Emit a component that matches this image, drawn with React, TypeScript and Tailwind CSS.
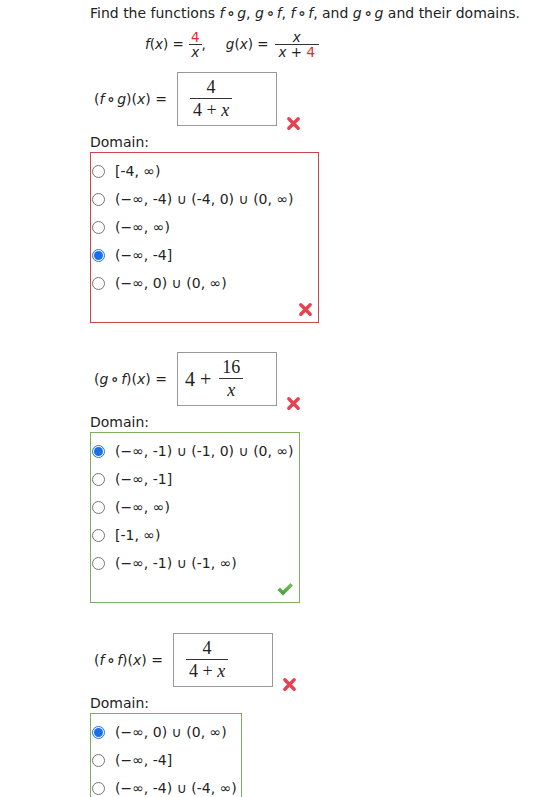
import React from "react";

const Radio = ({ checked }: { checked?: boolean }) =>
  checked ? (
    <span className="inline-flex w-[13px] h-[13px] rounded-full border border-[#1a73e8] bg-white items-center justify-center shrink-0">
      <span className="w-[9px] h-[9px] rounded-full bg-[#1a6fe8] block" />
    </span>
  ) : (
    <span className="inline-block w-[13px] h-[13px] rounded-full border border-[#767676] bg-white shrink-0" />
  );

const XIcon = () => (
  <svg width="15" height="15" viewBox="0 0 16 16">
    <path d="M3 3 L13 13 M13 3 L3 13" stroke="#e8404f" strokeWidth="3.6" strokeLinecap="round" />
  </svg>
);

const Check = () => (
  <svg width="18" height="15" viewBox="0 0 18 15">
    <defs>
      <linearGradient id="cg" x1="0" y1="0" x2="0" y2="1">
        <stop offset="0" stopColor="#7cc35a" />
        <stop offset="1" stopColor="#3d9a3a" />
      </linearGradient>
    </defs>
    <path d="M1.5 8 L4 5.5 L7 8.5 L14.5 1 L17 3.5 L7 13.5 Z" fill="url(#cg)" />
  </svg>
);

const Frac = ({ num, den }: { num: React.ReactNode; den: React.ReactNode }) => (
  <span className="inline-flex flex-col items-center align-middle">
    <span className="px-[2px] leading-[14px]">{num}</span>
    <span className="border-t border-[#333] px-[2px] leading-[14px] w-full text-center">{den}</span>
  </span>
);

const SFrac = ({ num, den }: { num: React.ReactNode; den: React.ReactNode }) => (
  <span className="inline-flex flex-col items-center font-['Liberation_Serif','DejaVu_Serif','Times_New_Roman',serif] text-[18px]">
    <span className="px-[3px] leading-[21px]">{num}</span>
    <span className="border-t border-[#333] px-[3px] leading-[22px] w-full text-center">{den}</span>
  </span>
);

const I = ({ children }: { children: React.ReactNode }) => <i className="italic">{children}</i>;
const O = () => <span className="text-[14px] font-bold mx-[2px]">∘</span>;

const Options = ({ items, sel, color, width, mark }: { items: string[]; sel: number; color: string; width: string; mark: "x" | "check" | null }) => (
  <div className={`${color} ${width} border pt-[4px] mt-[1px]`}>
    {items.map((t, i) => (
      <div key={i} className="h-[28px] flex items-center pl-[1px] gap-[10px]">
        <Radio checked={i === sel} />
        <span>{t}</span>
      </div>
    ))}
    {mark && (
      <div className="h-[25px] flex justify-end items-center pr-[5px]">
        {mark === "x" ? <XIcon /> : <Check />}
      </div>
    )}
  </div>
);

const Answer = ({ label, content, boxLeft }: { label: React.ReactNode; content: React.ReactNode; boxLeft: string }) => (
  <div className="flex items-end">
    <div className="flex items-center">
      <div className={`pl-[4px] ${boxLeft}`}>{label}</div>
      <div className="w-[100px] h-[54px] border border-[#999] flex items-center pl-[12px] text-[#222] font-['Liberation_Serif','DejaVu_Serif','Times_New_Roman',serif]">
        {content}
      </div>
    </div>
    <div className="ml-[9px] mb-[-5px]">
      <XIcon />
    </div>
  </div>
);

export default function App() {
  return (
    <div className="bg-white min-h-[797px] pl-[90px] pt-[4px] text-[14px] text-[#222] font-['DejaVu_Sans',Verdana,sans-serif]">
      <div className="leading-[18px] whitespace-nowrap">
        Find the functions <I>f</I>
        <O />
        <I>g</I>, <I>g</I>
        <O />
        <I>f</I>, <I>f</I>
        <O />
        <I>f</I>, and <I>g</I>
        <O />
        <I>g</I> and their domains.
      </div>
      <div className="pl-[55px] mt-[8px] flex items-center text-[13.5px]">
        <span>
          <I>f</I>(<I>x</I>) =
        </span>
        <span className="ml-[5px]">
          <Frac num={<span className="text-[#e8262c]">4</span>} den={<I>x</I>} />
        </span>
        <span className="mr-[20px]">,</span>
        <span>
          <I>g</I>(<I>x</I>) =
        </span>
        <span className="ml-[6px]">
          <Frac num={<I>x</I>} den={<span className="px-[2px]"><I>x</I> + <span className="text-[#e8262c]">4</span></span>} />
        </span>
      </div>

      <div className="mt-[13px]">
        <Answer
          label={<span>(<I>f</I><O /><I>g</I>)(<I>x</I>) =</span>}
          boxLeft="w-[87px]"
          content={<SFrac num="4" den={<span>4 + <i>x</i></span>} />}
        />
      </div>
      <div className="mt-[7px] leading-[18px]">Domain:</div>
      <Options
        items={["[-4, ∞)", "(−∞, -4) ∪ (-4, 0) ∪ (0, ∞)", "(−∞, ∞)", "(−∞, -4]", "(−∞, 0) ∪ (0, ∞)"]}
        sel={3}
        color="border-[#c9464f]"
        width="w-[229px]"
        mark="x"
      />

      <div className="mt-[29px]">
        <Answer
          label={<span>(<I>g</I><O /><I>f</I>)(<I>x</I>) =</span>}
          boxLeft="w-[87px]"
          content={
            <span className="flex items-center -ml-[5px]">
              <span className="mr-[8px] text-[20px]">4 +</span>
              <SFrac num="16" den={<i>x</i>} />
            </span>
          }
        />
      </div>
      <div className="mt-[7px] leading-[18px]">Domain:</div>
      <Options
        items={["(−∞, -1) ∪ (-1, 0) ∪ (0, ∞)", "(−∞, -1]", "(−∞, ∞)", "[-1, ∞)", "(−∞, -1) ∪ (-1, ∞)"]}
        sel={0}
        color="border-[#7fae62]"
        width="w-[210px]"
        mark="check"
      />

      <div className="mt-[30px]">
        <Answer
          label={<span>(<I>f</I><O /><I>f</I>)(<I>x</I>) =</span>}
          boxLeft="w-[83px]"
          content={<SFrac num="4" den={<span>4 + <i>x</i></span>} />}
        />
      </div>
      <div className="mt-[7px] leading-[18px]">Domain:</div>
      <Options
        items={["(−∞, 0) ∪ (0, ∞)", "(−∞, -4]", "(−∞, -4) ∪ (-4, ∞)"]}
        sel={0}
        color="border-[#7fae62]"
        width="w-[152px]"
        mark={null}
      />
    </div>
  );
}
+===+
* EXERCISE
Go through the data above and transcribe it in full, omitting any image.

* EXERCISE ANSWER
Emit a component that matches this image, drawn with React, TypeScript and Tailwind CSS.
import React from "react";

const Radio = ({ checked }: { checked?: boolean }) =>
  checked ? (
    <span className="inline-flex w-[13px] h-[13px] rounded-full border border-[#1a73e8] bg-white items-center justify-center shrink-0">
      <span className="w-[9px] h-[9px] rounded-full bg-[#1a6fe8] block" />
    </span>
  ) : (
    <span className="inline-block w-[13px] h-[13px] rounded-full border border-[#767676] bg-white shrink-0" />
  );

const XIcon = () => (
  <svg width="15" height="15" viewBox="0 0 16 16">
    <path d="M3 3 L13 13 M13 3 L3 13" stroke="#e8404f" strokeWidth="3.6" strokeLinecap="round" />
  </svg>
);

const Check = () => (
  <svg width="18" height="15" viewBox="0 0 18 15">
    <defs>
      <linearGradient id="cg" x1="0" y1="0" x2="0" y2="1">
        <stop offset="0" stopColor="#7cc35a" />
        <stop offset="1" stopColor="#3d9a3a" />
      </linearGradient>
    </defs>
    <path d="M1.5 8 L4 5.5 L7 8.5 L14.5 1 L17 3.5 L7 13.5 Z" fill="url(#cg)" />
  </svg>
);

const Frac = ({ num, den }: { num: React.ReactNode; den: React.ReactNode }) => (
  <span className="inline-flex flex-col items-center align-middle">
    <span className="px-[2px] leading-[14px]">{num}</span>
    <span className="border-t border-[#333] px-[2px] leading-[14px] w-full text-center">{den}</span>
  </span>
);

const SFrac = ({ num, den }: { num: React.ReactNode; den: React.ReactNode }) => (
  <span className="inline-flex flex-col items-center font-['Liberation_Serif','DejaVu_Serif','Times_New_Roman',serif] text-[18px]">
    <span className="px-[3px] leading-[21px]">{num}</span>
    <span className="border-t border-[#333] px-[3px] leading-[22px] w-full text-center">{den}</span>
  </span>
);

const I = ({ children }: { children: React.ReactNode }) => <i className="italic">{children}</i>;
const O = () => <span className="text-[14px] font-bold mx-[2px]">∘</span>;

const Options = ({ items, sel, color, width, mark }: { items: string[]; sel: number; color: string; width: string; mark: "x" | "check" | null }) => (
  <div className={`${color} ${width} border pt-[4px] mt-[1px]`}>
    {items.map((t, i) => (
      <div key={i} className="h-[28px] flex items-center pl-[1px] gap-[10px]">
        <Radio checked={i === sel} />
        <span>{t}</span>
      </div>
    ))}
    {mark && (
      <div className="h-[25px] flex justify-end items-center pr-[5px]">
        {mark === "x" ? <XIcon /> : <Check />}
      </div>
    )}
  </div>
);

const Answer = ({ label, content, boxLeft }: { label: React.ReactNode; content: React.ReactNode; boxLeft: string }) => (
  <div className="flex items-end">
    <div className="flex items-center">
      <div className={`pl-[4px] ${boxLeft}`}>{label}</div>
      <div className="w-[100px] h-[54px] border border-[#999] flex items-center pl-[12px] text-[#222] font-['Liberation_Serif','DejaVu_Serif','Times_New_Roman',serif]">
        {content}
      </div>
    </div>
    <div className="ml-[9px] mb-[-5px]">
      <XIcon />
    </div>
  </div>
);

export default function App() {
  return (
    <div className="bg-white min-h-[797px] pl-[90px] pt-[4px] text-[14px] text-[#222] font-['DejaVu_Sans',Verdana,sans-serif]">
      <div className="leading-[18px] whitespace-nowrap">
        Find the functions <I>f</I>
        <O />
        <I>g</I>, <I>g</I>
        <O />
        <I>f</I>, <I>f</I>
        <O />
        <I>f</I>, and <I>g</I>
        <O />
        <I>g</I> and their domains.
      </div>
      <div className="pl-[55px] mt-[8px] flex items-center text-[13.5px]">
        <span>
          <I>f</I>(<I>x</I>) =
        </span>
        <span className="ml-[5px]">
          <Frac num={<span className="text-[#e8262c]">4</span>} den={<I>x</I>} />
        </span>
        <span className="mr-[20px]">,</span>
        <span>
          <I>g</I>(<I>x</I>) =
        </span>
        <span className="ml-[6px]">
          <Frac num={<I>x</I>} den={<span className="px-[2px]"><I>x</I> + <span className="text-[#e8262c]">4</span></span>} />
        </span>
      </div>

      <div className="mt-[13px]">
        <Answer
          label={<span>(<I>f</I><O /><I>g</I>)(<I>x</I>) =</span>}
          boxLeft="w-[87px]"
          content={<SFrac num="4" den={<span>4 + <i>x</i></span>} />}
        />
      </div>
      <div className="mt-[7px] leading-[18px]">Domain:</div>
      <Options
        items={["[-4, ∞)", "(−∞, -4) ∪ (-4, 0) ∪ (0, ∞)", "(−∞, ∞)", "(−∞, -4]", "(−∞, 0) ∪ (0, ∞)"]}
        sel={3}
        color="border-[#c9464f]"
        width="w-[229px]"
        mark="x"
      />

      <div className="mt-[29px]">
        <Answer
          label={<span>(<I>g</I><O /><I>f</I>)(<I>x</I>) =</span>}
          boxLeft="w-[87px]"
          content={
            <span className="flex items-center -ml-[5px]">
              <span className="mr-[8px] text-[20px]">4 +</span>
              <SFrac num="16" den={<i>x</i>} />
            </span>
          }
        />
      </div>
      <div className="mt-[7px] leading-[18px]">Domain:</div>
      <Options
        items={["(−∞, -1) ∪ (-1, 0) ∪ (0, ∞)", "(−∞, -1]", "(−∞, ∞)", "[-1, ∞)", "(−∞, -1) ∪ (-1, ∞)"]}
        sel={0}
        color="border-[#7fae62]"
        width="w-[210px]"
        mark="check"
      />

      <div className="mt-[30px]">
        <Answer
          label={<span>(<I>f</I><O /><I>f</I>)(<I>x</I>) =</span>}
          boxLeft="w-[83px]"
          content={<SFrac num="4" den={<span>4 + <i>x</i></span>} />}
        />
      </div>
      <div className="mt-[7px] leading-[18px]">Domain:</div>
      <Options
        items={["(−∞, 0) ∪ (0, ∞)", "(−∞, -4]", "(−∞, -4) ∪ (-4, ∞)"]}
        sel={0}
        color="border-[#7fae62]"
        width="w-[152px]"
        mark={null}
      />
    </div>
  );
}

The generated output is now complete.